Problem details - From the line with "Convert this screenshot" to the line with "</Backdrop>", both included, repeat each line exactly and leave out the pictures.

Collection entries
┏━━

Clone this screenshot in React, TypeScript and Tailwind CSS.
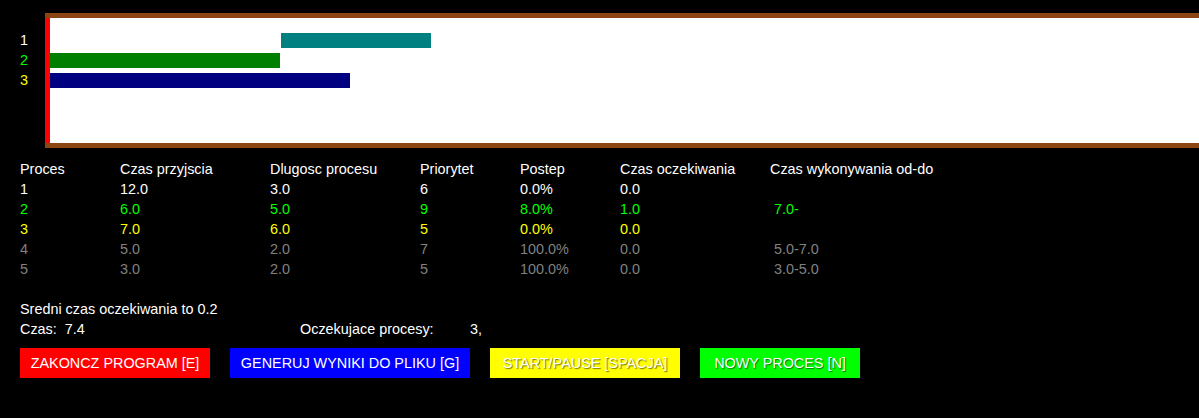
import React from 'react';

type Row = {
  id: string;
  arrival: string;
  length: string;
  priority: string;
  progress: string;
  wait: string;
  range: string;
  color: string;
};

const rows: Row[] = [
  { id: '1', arrival: '12.0', length: '3.0', priority: '6', progress: '0.0%', wait: '0.0', range: '', color: 'text-white' },
  { id: '2', arrival: '6.0', length: '5.0', priority: '9', progress: '8.0%', wait: '1.0', range: ' 7.0-', color: 'text-[#00ff00]' },
  { id: '3', arrival: '7.0', length: '6.0', priority: '5', progress: '0.0%', wait: '0.0', range: '', color: 'text-[#ffff00]' },
  { id: '4', arrival: '5.0', length: '2.0', priority: '7', progress: '100.0%', wait: '0.0', range: ' 5.0-7.0', color: 'text-[#808080]' },
  { id: '5', arrival: '3.0', length: '2.0', priority: '5', progress: '100.0%', wait: '0.0', range: ' 3.0-5.0', color: 'text-[#808080]' },
];

const cols = 'grid grid-cols-[100px_150px_150px_100px_100px_150px_1fr] h-5 items-center whitespace-pre';

const buttons = [
  { label: 'ZAKONCZ PROGRAM [E]', cls: 'w-[190px] bg-[#ff0000]' },
  { label: 'GENERUJ WYNIKI DO PLIKU [G]', cls: 'w-[240px] bg-[#0000ff]' },
  { label: 'START/PAUSE [SPACJA]', cls: 'w-[190px] bg-[#ffff00] [text-shadow:1px_1px_1px_rgba(0,0,0,0.55)]' },
  { label: 'NOWY PROCES [N]', cls: 'w-[160px] bg-[#00ff00] [text-shadow:1px_1px_1px_rgba(0,0,0,0.55)]' },
];

export default function App() {
  return (
    <div className="w-[1199px] h-[418px] bg-black text-white text-[14.4px] leading-5 font-['Liberation_Sans',Arial,sans-serif] overflow-hidden">
      {/* gantt chart */}
      <div className="flex pt-[13px]">
        <div className="w-[45px] pl-5 pt-[17px] flex flex-col">
          <div className="h-5 text-white">1</div>
          <div className="h-5 text-[#00ff00]">2</div>
          <div className="h-5 text-[#ffff00]">3</div>
        </div>
        <div className="flex-1 bg-[#8b4513] py-[5px]">
          <div className="h-[125px] bg-white border-l-[5px] border-[#ff0000] pt-[15px] flex flex-col gap-[5px]">
            <div className="h-[15px] ml-[231px] w-[150px] bg-[#008080]" />
            <div className="h-[15px] w-[230px] bg-[#008000]" />
            <div className="h-[15px] w-[300px] bg-[#000080]" />
          </div>
        </div>
      </div>

      {/* process table */}
      <div className="mt-[11px] pl-5">
        <div className={cols}>
          <span>Proces</span>
          <span>Czas przyjscia</span>
          <span>Dlugosc procesu</span>
          <span>Priorytet</span>
          <span>Postep</span>
          <span>Czas oczekiwania</span>
          <span>Czas wykonywania od-do</span>
        </div>
        {rows.map((r) => (
          <div key={r.id} className={`${cols} ${r.color}`}>
            <span>{r.id}</span>
            <span>{r.arrival}</span>
            <span>{r.length}</span>
            <span>{r.priority}</span>
            <span>{r.progress}</span>
            <span>{r.wait}</span>
            <span>{r.range}</span>
          </div>
        ))}
      </div>

      {/* summary */}
      <div className="mt-5 pl-5">
        <div className="h-5">Sredni czas oczekiwania to 0.2</div>
        <div className="h-5 flex whitespace-pre">
          <span className="w-[280px]">Czas:  7.4</span>
          <span className="w-[170px]">Oczekujace procesy:</span>
          <span>3,</span>
        </div>
      </div>

      <div className="mt-[9px] pl-5 flex gap-5">
        {buttons.map((b) => (
          <div key={b.label} className={`h-[30px] flex items-center justify-center text-white ${b.cls}`}>
            {b.label}
          </div>
        ))}
      </div>
    </div>
  );
}
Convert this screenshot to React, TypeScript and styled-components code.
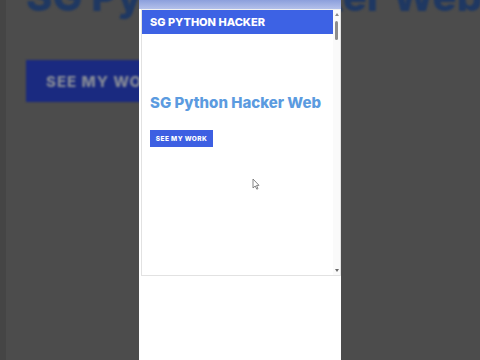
import styled, { createGlobalStyle } from 'styled-components';

const Global = createGlobalStyle`
  html, body {
    margin: 0;
    padding: 0;
    background: #4c4c4c;
    overflow: hidden;
  }
`

const App = () => {
  return (
    <>
      <Global />
      <Stage>
        <Backdrop>
          <BigTitle>SG Python Hacker Web</BigTitle>
          <BigButton>SEE MY WORK</BigButton>
        </Backdrop>

        <Phone>
          <TopStrip />
          <Frame>
            <Page>
              <Header>SG PYTHON HACKER</Header>
              <Hero>
                <Title>SG Python Hacker Web</Title>
                <Button>SEE MY WORK</Button>
              </Hero>
              <Cursor width="8" height="12" viewBox="0 0 8 12">
                <path d="M1 1 L1 10 L3.2 8 L4.8 11.2 L6 10.6 L4.5 7.5 L7 7.3 Z" fill="#fff" stroke="#777" strokeWidth="0.9" />
              </Cursor>
            </Page>
            <Scrollbar>
              <Arrow $up />
              <Thumb />
              <Spacer />
              <Arrow />
            </Scrollbar>
          </Frame>
        </Phone>
      </Stage>
    </>
  )
}

export default App;

const Stage = styled.div`
  width: 480px;
  height: 360px;
  display: grid;
  grid-template: 1fr / 1fr;
  overflow: hidden;
  background: linear-gradient(to right, #454545 0 6px, #4c4c4c 6px);
`
const Backdrop = styled.div`
  grid-area: 1 / 1;
  padding-left: 26px;
  filter: blur(0.8px);
  display: flex;
  flex-direction: column;
  align-items: flex-start;
`
const BigTitle = styled.div`
  margin-top: -23px;
  font-family: Inter, "Liberation Sans", sans-serif;
  font-weight: 800;
  font-size: 40px;
  line-height: 40px;
  color: #1f3862;
  white-space: nowrap;
`
const BigButton = styled.div`
  margin-top: 43px;
  width: 150px;
  height: 42px;
  box-sizing: border-box;
  padding-left: 20px;
  display: flex;
  align-items: center;
  background: #1a2a80;
  color: #858a96;
  font-family: Inter, "Liberation Sans", sans-serif;
  font-weight: 800;
  font-size: 15px;
  letter-spacing: 1px;
  white-space: nowrap;
`
const Phone = styled.div`
  grid-area: 1 / 1;
  justify-self: start;
  margin-left: 139px;
  position: relative;
  z-index: 1;
  width: 202px;
  height: 360px;
  background: #fff;
  display: flex;
  flex-direction: column;
`
const TopStrip = styled.div`
  height: 9px;
  background: linear-gradient(to bottom, #8c9fdc, #b3c0ea);
`
const Frame = styled.div`
  margin-left: 2px;
  width: 200px;
  height: 267px;
  box-sizing: border-box;
  border: 1px solid #e2e2e2;
  border-top-color: #f0f0f0;
  display: grid;
  grid-template-columns: 1fr 7px;
  overflow: hidden;
`
const Page = styled.div`
  position: relative;
  display: flex;
  flex-direction: column;
`
const Header = styled.div`
  height: 24px;
  background: #3d62e4;
  color: #fff;
  padding-left: 8px;
  display: flex;
  align-items: center;
  font-family: Inter, "Liberation Sans", sans-serif;
  font-weight: 800;
  font-size: 11px;
  white-space: nowrap;
`
const Hero = styled.div`
  padding: 59px 0 0 8px;
  display: flex;
  flex-direction: column;
  align-items: flex-start;
  gap: 17px;
`
const Title = styled.div`
  font-family: Inter, "Liberation Sans", sans-serif;
  font-weight: 800;
  font-size: 15px;
  line-height: 20px;
  color: #5b9be0;
  white-space: nowrap;
`
const Button = styled.div`
  width: 63px;
  height: 17px;
  background: #3d5fe2;
  color: #fff;
  display: flex;
  align-items: center;
  justify-content: center;
  font-family: Inter, "Liberation Sans", sans-serif;
  font-weight: 800;
  font-size: 6.5px;
  letter-spacing: 0.4px;
  white-space: nowrap;
`
const Cursor = styled.svg`
  position: absolute;
  left: 110px;
  top: 168px;
`
const Scrollbar = styled.div`
  display: flex;
  flex-direction: column;
  align-items: center;
  background: #fafafa;
`
const Arrow = styled.div<{ $up?: boolean }>`
  margin: 3px 0;
  width: 0;
  height: 0;
  border-left: 2px solid transparent;
  border-right: 2px solid transparent;
  ${p => p.$up ? 'border-bottom: 3px solid #8a8a8a;' : 'border-top: 3px solid #6a6a6a;'}
`
const Thumb = styled.div`
  margin-top: 2px;
  width: 3px;
  height: 19px;
  border-radius: 2px;
  background: #8d8d8d;
`
const Spacer = styled.div`
  flex: 1;
`
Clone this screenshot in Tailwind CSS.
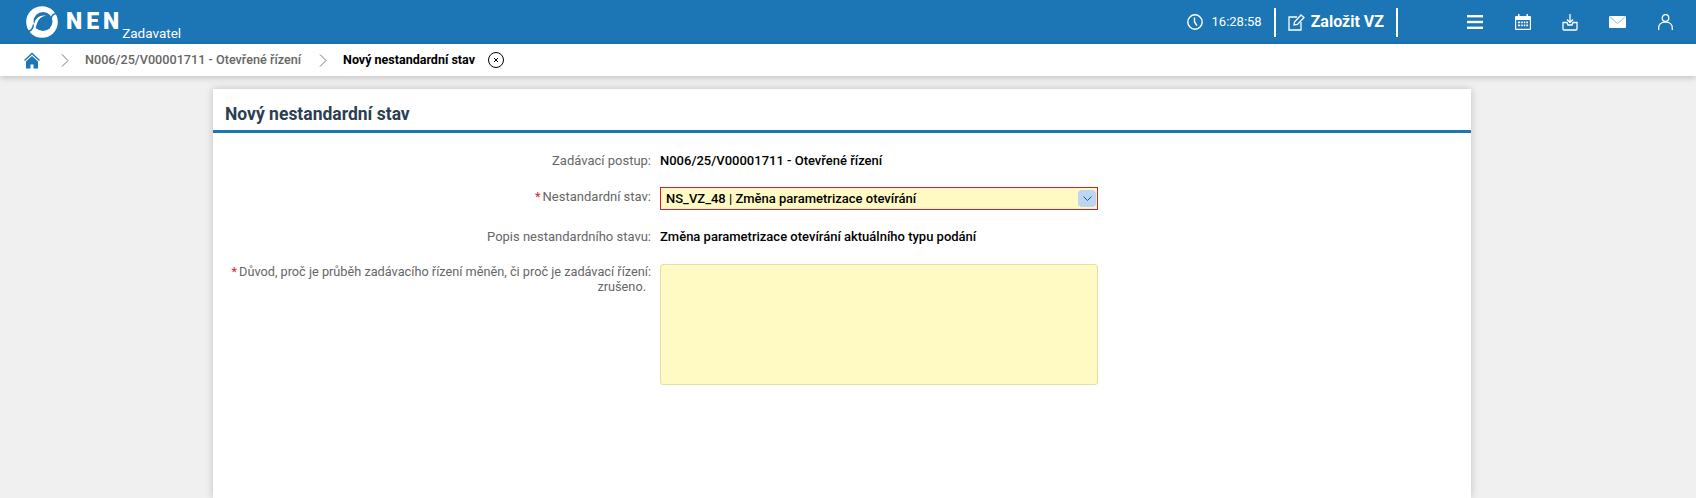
<!DOCTYPE html>
<html lang="cs">
<head>
    <meta charset="UTF-8">
    <meta name="viewport" content="width=device-width, initial-scale=1.0">
    <title>Nový nestandardní stav</title>
    <script src="https://cdn.jsdelivr.net/npm/@tailwindcss/browser@4"></script>
</head>
<body class="bg-[#f0f0f0] font-[Roboto,sans-serif] text-[13px] text-black">
    <header class="flex h-[44px] items-center bg-[#1c75b4] pl-[26px] text-white">
        <svg class="h-[32px] w-[32px]" viewBox="0 0 32 32">
            <circle cx="16" cy="16" r="15.800" fill="#fff"/>
            <circle cx="17" cy="15.500" r="9.500" fill="#1c75b4"/>
            <path d="M32 7.500C27.500 7 25.500 9.500 25 13M0 25.500c4.500.500 7-2.500 7.500-7" fill="none" stroke="#1c75b4" stroke-width="1.500"/>
            <path d="M8.500 23c-1.500-5 .500-11 6-13 2-.700 4-.700 5.500-.200-4.500.700-7.500 3.200-8.800 7.200-.600 2.200-1.200 4-2.700 6z" fill="#fff"/>
        </svg>
        <div class="mb-[2px] ml-[8px] text-[23px] leading-none font-black tracking-[4px]">NEN</div>
        <div class="mt-[23px] ml-[-1px] text-[13.500px] leading-none">Zadavatel</div>

        <div class="ml-auto flex items-center">
            <svg class="h-[16px] w-[16px]" viewBox="0 0 16 16" fill="none" stroke="#fff" stroke-width="1.400"><circle cx="8" cy="8" r="7.200"/><path d="M7.500 3.500V8l2.500 3.500"/></svg>
            <span class="ml-[9px] text-[13px]">16:28:58</span>
            <div class="ml-[12px] h-[29px] w-[2px] bg-white"></div>
            <svg class="ml-[12px] h-[17px] w-[17px]" viewBox="0 0 17 17" fill="none" stroke="#fff" stroke-width="1.300"><path d="M9 3H1v13h12V8"/><path d="M6 11l.500-3L13 1l3 2.500-6.500 7z"/></svg>
            <span class="ml-[6px] text-[16px] font-bold">Založit VZ</span>
            <div class="ml-[12px] h-[29px] w-[2px] bg-white"></div>
            <svg class="ml-[69px] h-[14px] w-[16px]" viewBox="0 0 16 14" fill="#fff"><rect width="16" height="2.400"/><rect y="5.800" width="16" height="2.400"/><rect y="11.600" width="16" height="2.400"/></svg>
            <svg class="ml-[32px] h-[16px] w-[16px]" viewBox="0 0 16 16" fill="#fff"><path d="M1 2h2V0h1.500v2h7V0H13v2h2a1 1 0 0 1 1 1v12a1 1 0 0 1-1 1H1a1 1 0 0 1-1-1V3a1 1 0 0 1 1-1zm.200 4v8.800h13.600V6z"/><path d="M3 7.500h2.200v1.700H3zm3.200 0h1.600v1.700H6.200zm2.600 0h1.600v1.700H8.800zm2.500 0h1.700v1.700h-1.700zM3 10.500h2.200v1.700H3zm3.200 0h1.600v1.700H6.200zm2.600 0h1.600v1.700H8.800zm2.500 0h1.700v1.700h-1.700z"/></svg>
            <svg class="ml-[31px] h-[17px] w-[16px]" viewBox="0 0 16 17" fill="none" stroke="#fff" stroke-width="1.300"><path d="M8 0v8M5 5.500 8 8.500l3-3"/><path d="M5 8.500H1v6.500a1 1 0 0 0 1 1h12a1 1 0 0 0 1-1V8.500h-4l-1 2.500H6z"/></svg>
            <svg class="ml-[31px] h-[12px] w-[17px]" viewBox="0 0 17 12"><rect width="17" height="12" rx="1" fill="#fff"/><path d="M.500.500 8.500 7.500l8-7" fill="none" stroke="#8cbde0"/></svg>
            <svg class="mr-[23px] ml-[32px] h-[16px] w-[15px]" viewBox="0 0 15 16" fill="none" stroke="#fff" stroke-width="1.300"><circle cx="7.500" cy="4" r="3.300"/><path d="M.700 16v-2.500c0-3 2.500-5.500 6.800-5.500s6.800 2.500 6.800 5.500V16"/></svg>
        </div>
    </header>

    <nav class="relative z-10 flex h-[32px] items-center bg-white pl-[24px] shadow-[0_2px_6px_rgba(0,0,0,0.18)]">
        <svg class="h-[17px] w-[16px]" viewBox="0 0 16 16" fill="#1c75b4"><path d="M8 0 0 7.500l1 1L8 2l7 6.500 1-1z"/><path d="M8 3.500 2 9v7h4.500v-4h3v4H14V9z"/></svg>
        <svg class="ml-[21px] h-[13px] w-[8px]" viewBox="0 0 8 13" fill="none" stroke="#777" stroke-width="1"><path d="M1 .500 7 6.500l-6 6"/></svg>
        <span class="ml-[16px] text-[12.650px] font-medium text-[#666]">N006/25/V00001711 - Otevřené řízení</span>
        <svg class="ml-[18px] h-[13px] w-[8px]" viewBox="0 0 8 13" fill="none" stroke="#777" stroke-width="1"><path d="M1 .500 7 6.500l-6 6"/></svg>
        <span class="ml-[16px] text-[12.500px] font-bold">Nový nestandardní stav</span>
        <svg class="ml-[13px] h-[16px] w-[16px]" viewBox="0 0 16 16" fill="none" stroke="#000" stroke-width="1"><circle cx="8" cy="8" r="7.500"/><path d="M6 6l4 4M10 6l-4 4"/></svg>
    </nav>

    <main class="mt-[13px] ml-[213px] h-[409px] w-[1258px] bg-white shadow-[0_0_8px_rgba(0,0,0,0.2)]">
        <h1 class="h-[44px] border-b-[3px] border-[#1c75b4] pt-[14px] pl-[12px] text-[17.500px] leading-[22px] font-bold text-[#2c3e50]">Nový nestandardní stav</h1>

        <div class="grid grid-cols-[438px_438px] gap-x-[9px] pt-[19px]">
            <div class="text-right leading-[18px] text-[#666]">Zadávací postup:</div>
            <div class="leading-[18px] font-medium">N006/25/V00001711 - Otevřené řízení</div>

            <div class="mt-[17px] pt-[1px] text-right leading-[18px] text-[#666]"><span class="mr-[2px] text-[#e01b2f]">*</span>Nestandardní stav:</div>
            <div class="relative mt-[17px] flex h-[23px] items-center border border-[#e01b2f] bg-[#fff9c4] pl-[5px] font-medium">NS_VZ_48 | Změna parametrizace otevírání
                <div class="absolute top-[2px] right-[1px] flex h-[17px] w-[18px] items-center justify-center rounded-[4px] bg-[#bcd5f0]">
                    <svg class="h-[5px] w-[9px]" viewBox="0 0 9 5" fill="none" stroke="#1c5a90"><path d="M.500.500l4 4 4-4"/></svg>
                </div>
            </div>

            <div class="mt-[18px] text-right leading-[18px] text-[#666]">Popis nestandardního stavu:</div>
            <div class="mt-[18px] leading-[18px] font-medium">Změna parametrizace otevírání aktuálního typu podání</div>

            <div class="mt-[18px] text-right text-[12.720px] leading-[15px] text-[#666]"><span class="mr-[2px] text-[#e01b2f]">*</span>Důvod, proč je průběh zadávacího řízení měněn, či proč je zadávací řízení: <span class="block pr-[5px]">zrušeno.</span></div>
            <div class="mt-[18px] h-[121px] rounded-[3px] border border-[#e5dfa0] bg-[#fff9c4]"></div>
        </div>
    </main>
</body>
</html>
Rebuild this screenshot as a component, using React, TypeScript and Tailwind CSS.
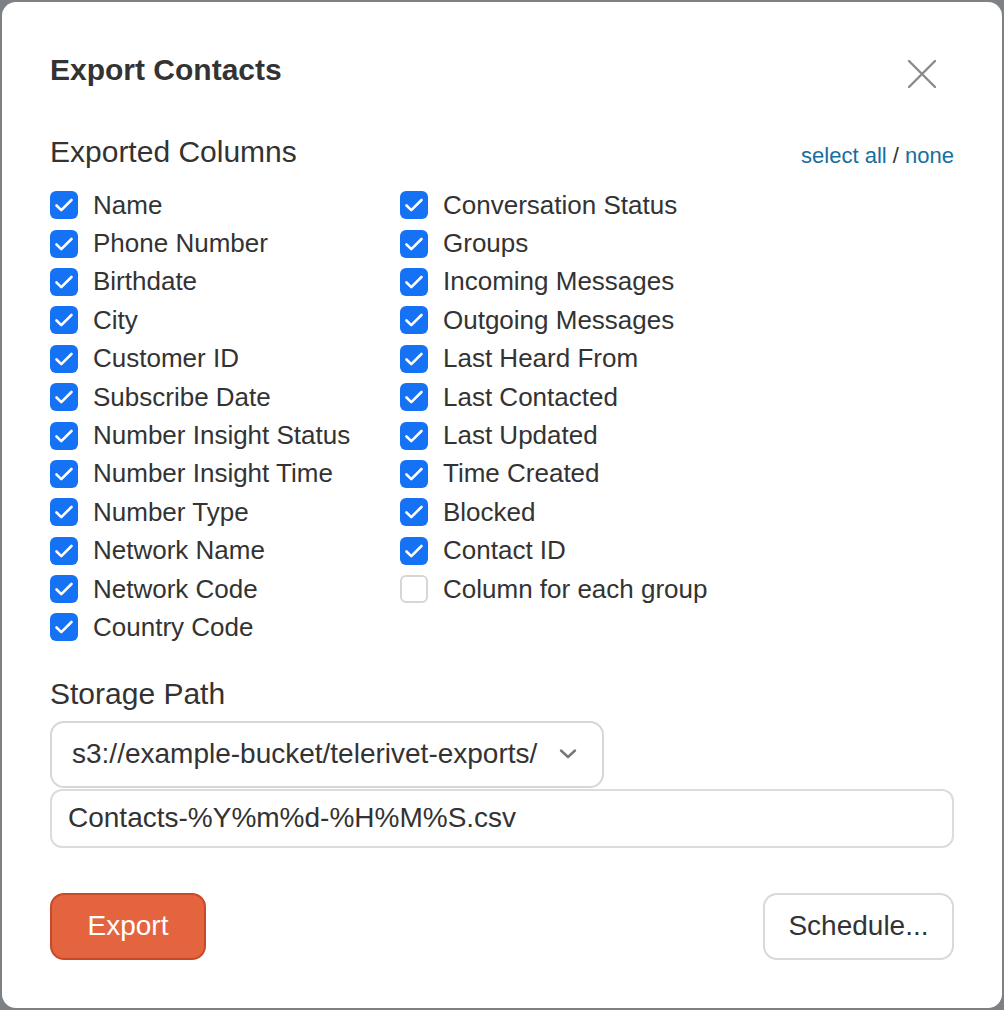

┗━━

Output for this task -
Convert this screenshot to React, TypeScript and styled-components code.
import styled, { createGlobalStyle } from 'styled-components';

const Global = createGlobalStyle`
  html, body {
    margin: 0;
    padding: 0;
    background: #4c4c4c;
    overflow: hidden;
  }
`

const App = () => {
  return (
    <>
      <Global />
      <Stage>
        <Backdrop>
          <BigTitle>SG Python Hacker Web</BigTitle>
          <BigButton>SEE MY WORK</BigButton>
        </Backdrop>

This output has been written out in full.